Würden Sie denken, dass Sie als russischer Musiker naturgemäß die Musik von Shostakovich anders spielen als alle anderen?
In dieser Hinsicht sind Uryupin und ich sozusagen musikalische Enkel von Shostakovich. Natürlich gibt es eine Verbindung zwischen den Generationen und es lebt eine Kontinuität in der Aufführung von Musikern derselben Schule.
Wenn man beim Hören dieser Konzerte Shostakovichs biographische Umstände in Betracht zieht, in welcher Weise appelliert diese Musik Ihrer Meinung nach an die Freiheit in der Gegenwart und in der Zukunft?
Freiheit existiert außerhalb der Zeit, ebenso wie die Sklaverei. In Russland sind diese beiden Phänomene historisch relevant und von der Gesellschaft schmerzhaft empfunden worden.
Kennen Sie Beispiele, wo Dmitri Shostakovich über das zweite Violinkonzert gesprochen hat?
Es gibt ein aufgezeichnetes Telefongespräch zwischen Oistrach und Shostakowich, in dem der Komponist sehr genau erklärt, wie bestimmte Teile der Konzerte in Bezug auf Charakter, Tempo und Agogik ausgeführt werden sollten.
Was sind die Qualitäten der speziellen Russischen Schule und was haben Sie darüber hinaus beim Studium und Musizieren in westlichen Ländern gelernt?
Die Russische Schule ist in technischer Hinsicht sehr grundlegend, vielleicht so ähnlich wie im Sport. Von den Darstellern wird schon in sehr frühem Alter ein hohes Maß an Können und Virtuosität verlangt. In Deutschland ging es mehr um die persönliche Interpretation. Also konnte ich mir hier vor allem stilistische Kenntnisse aneignen und habe mein Kammermusikrepertoire erweitert. Beide Systeme ergänzen einander. Dem entspricht die Tatsache, dass viele Professoren aus der ehemaligen UdSSR heute in Europa lehren.

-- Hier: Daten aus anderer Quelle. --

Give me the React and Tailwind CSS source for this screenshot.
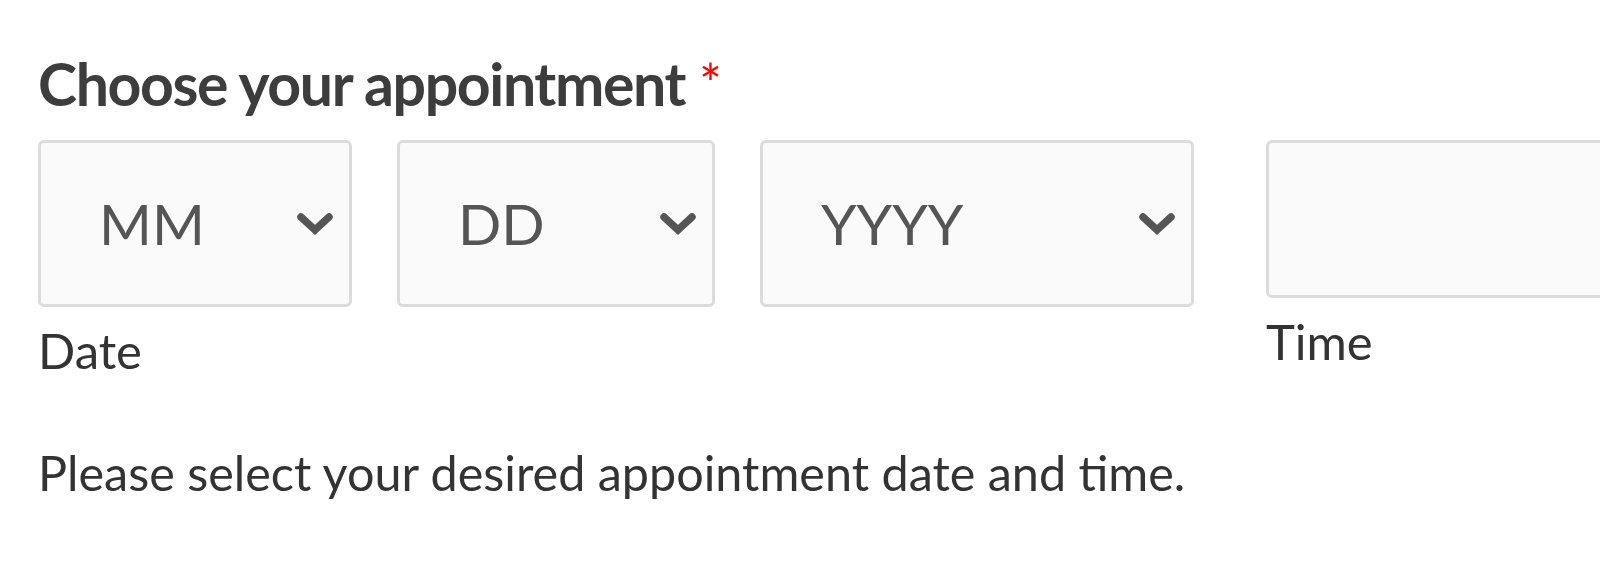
export default function App() {
  return (
    <div className="w-[1600px] h-[561px] overflow-hidden bg-white font-['Lato',sans-serif]">
      <div className="pl-[38px] pt-[51px]">
        <div className="flex items-start text-[59px] font-bold text-[#3d3d3d] leading-[66px] tracking-[-1.4px]">
          Choose your appointment
          <span className="ml-[14px] mt-[5px] text-[54px] leading-[54px] font-normal tracking-normal text-[#ff0000]">*</span>
        </div>

        <div className="flex items-start mt-[23px]">
          <div className="flex flex-col">
            <div className="flex gap-[45px]">
              <SelectBox label="MM" width="w-[314px]" />
              <SelectBox label="DD" width="w-[318px]" />
              <SelectBox label="YYYY" width="w-[434px]" />
            </div>
            <div className="mt-[14px] text-[49px] leading-[58px] text-[#333333]">Date</div>
          </div>

          <div className="flex flex-col ml-[72px]">
            <div className="w-[420px] h-[158px] rounded-[6px] border-[3px] border-[#dcdcdc] bg-[#fafafa]" />
            <div className="mt-[14px] text-[49px] leading-[58px] text-[#333333]">Time</div>
          </div>
        </div>

        <p className="mt-[64px] text-[48.5px] leading-[58px] text-[#333333]">
          Please select your desired appointment date and time.
        </p>
      </div>
    </div>
  );
}

function SelectBox({ label, width }) {
  return (
    <div className={`${width} h-[167px] flex items-center justify-between pl-[58px] pr-[15px] rounded-[6px] border-[3px] border-[#dcdcdc] bg-[#fafafa]`}>
      <span className="text-[57px] leading-none text-[#555555]">{label}</span>
      <svg className="w-[38px] h-[26px]" viewBox="0 0 38 26" fill="none" stroke="#555555" strokeWidth="7.5" strokeLinecap="round" strokeLinejoin="miter">
        <path d="M5 6 L19 19 L33 6" />
      </svg>
    </div>
  );
}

Ihr Vater war ein berühmter Geigenbauer. Erzählen Sie mir etwas über ihn. Wie und wann haben Sie sich in die Geige verliebt?
Mein Vater hat meinen Bruder und mich seit meiner Kindheit unterstützt. Er hat kleine Instrumente für uns gebaut, die großartig klangen. Das hat uns beiden den Weg zu einer kreativen Reise schon ganz früh eröffnet.
Welche Art von Geige spielen Sie und was ist das Besondere daran?
Seit fünf Jahren spiele ich die Geige von Tomaso Eberle aus dem Jahr 1775 und ich habe mich sehr an dieses Instrument gewöhnt.
Was haben Sie durch die enge und lange Zusammenarbeit mit Mikhail über Musik im Allgemeinen gelernt?
Seit meiner Kindheit teilen Mikhail und ich einen gemeinsamen musikalischen Raum. Und das erlaubt uns, mit großer Qualität an den Details zu arbeiten.